De breedte van de schedel moet niet meer bedragen dan de helft van
de gehele lengte van het hoofd, liefst minder. Neus groot, in één
lijn met de neusrug, de bovenkant breed en vrij gerond. De neus
steekt iets voor de lippen uit en heeft goed open neusgaten. De
neusrug licht gewelfd of recht. De bovenlippen zijn vrij dun, zij
bedekken de onderlippen en bereiken de mondhoeken met een zichtbare
plooi. De kaken zijn sterk. De stop is licht aflopend, de schedel is
ongeveer even lang als de snuit, ovaal, met een bijzonder sterk
ontwikkelde achterhoofdsknobbel. De wenkbrauwen zijn niet duidelijk
aangegeven en de middengroef is goed zichtbaar.
Gebit:
compleet schaargebit.
Ogen: groot
en goed open, bijna rond , de ogen noch uitpuilend noch diepliggend.

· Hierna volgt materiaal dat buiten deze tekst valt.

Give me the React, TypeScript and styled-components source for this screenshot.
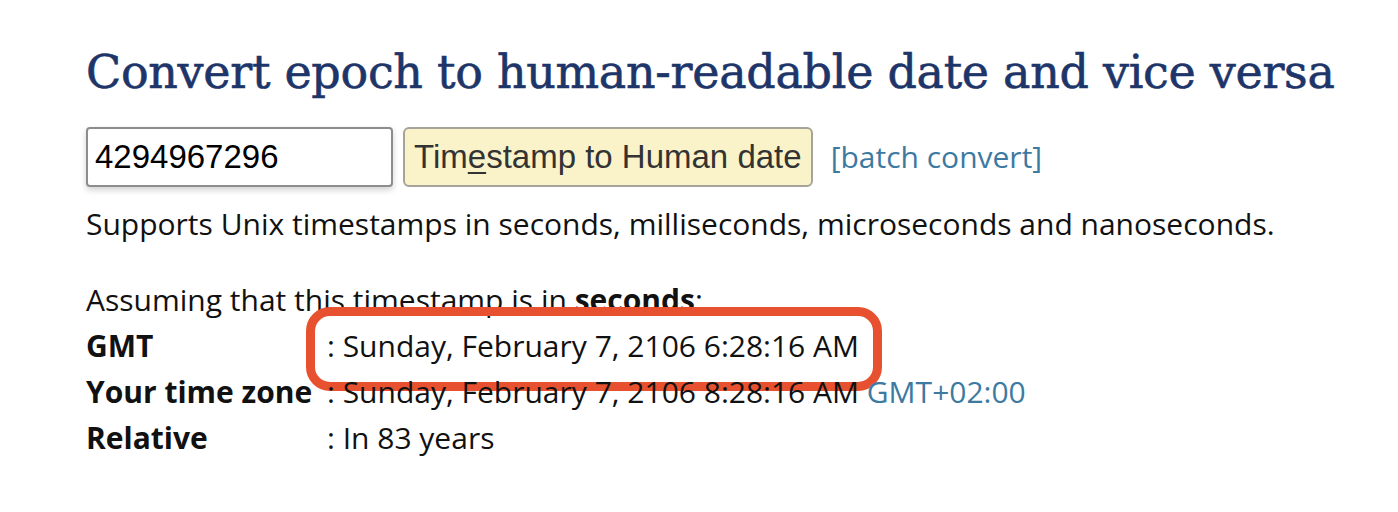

De kleur is donkergeel bij witte en wit met oranje en oker bij
bruinschimmel vacht. De pigmentatie van de oogleden is dezelfde als
die van de neus.
Oren:
driehoekig, tamelijk smal bij de aanzet, reiken niet verder dan 5 cm
voorbij de onderkant keel. Zij vallen met de voorrand dicht tegen
het hoofd, zonder plooien doch met de punt naar binnen. De oren
moeten bijna altijd laag gedragen worden, de punten zijn iets
afgerond, het kraakbeen is fijn, de oren zijn bedekt met dik kort
haar dat gemengd is met langer, vlassig haar, dat aan de randen
dikker is.
Hals: sterk
en gespierd, duidelijk van de nekaanzet gescheiden. Hij loopt
geleidelijk in de schouders over. Lichte wammen.
Lichaam:
Vierkant met een tolerantie van 1 a 2 cm , de toppen van de
schouderbladen niet te dicht opeen, vanaf de schouderpunten tot de
elfde wisselwervel licht aflopend om hierna over te gaan in een
zwakke boog naar de krachtige goed bespierde lendenen , het
bekken is eveneens iets hellend .De borst is breed en diep met goed
geronde ribben , de voorborst is goed zichtbaar wat tevens een goede
hoeking van de schouder inhoud . De voorbenen zijn recht met ovaal
bot, de polsen soepel , echter nooit zwak en met ronde voeten . De
achterhand heeft brede goed bespierde dijen en een evenredige
hoeking met de voorhand, hier zijn de voeten enigszins ovaal en met
of zonder hubertusklauw.
Staart:
wordt horizontaal of naar beneden gedragen.
Beharing:
ruw, dik, enigszins draadachtig en tamelijk glad aanliggend. Het
haar is op het lichaam gemiddeld 4 tot 6 cm lang. Het is minder lang
op de neusrug, de oren en het hoofd en nog korter aan de voorzijde
van de benen en op de voeten. Aan de achterkant van de benen is het
haar borstelig, zonder echter franje te vormen. Langer, stijver haar
vormt de wenkbrauwen en nog langer doch zachter haar bedekt een
gedeelte van de wangen en de bovenlippen, waar het een snorrenbaard
vormt, hetgeen het hoofd zijn typische uitdrukking van goedaardige
brombeer geeft.
Kleur: wit,
wit met oranje aftekeningen, wit met bruine aftekeningen,
bruinschimmel met of zonder grotere bruine platen , over de bruine
kleur bestaat nog al wat verwarring , deze mag nooit te donker met
neiging naar zwart te zijn, de FCI standaard omschrijft deze kleur
als cappuccino .
Huid: Dik,
zwaar en lederachtig, weinig keelhuid, nauwelijks zichtbare plooi
als het hoofd wordt neergehouden. De pigmentatie is afhankelijk van
de kleur.
Gangen: op
jacht zijn de gangen los en gemakkelijk, brede snelle draf, buiten
de jacht kan de hond af en toe in galop gaan.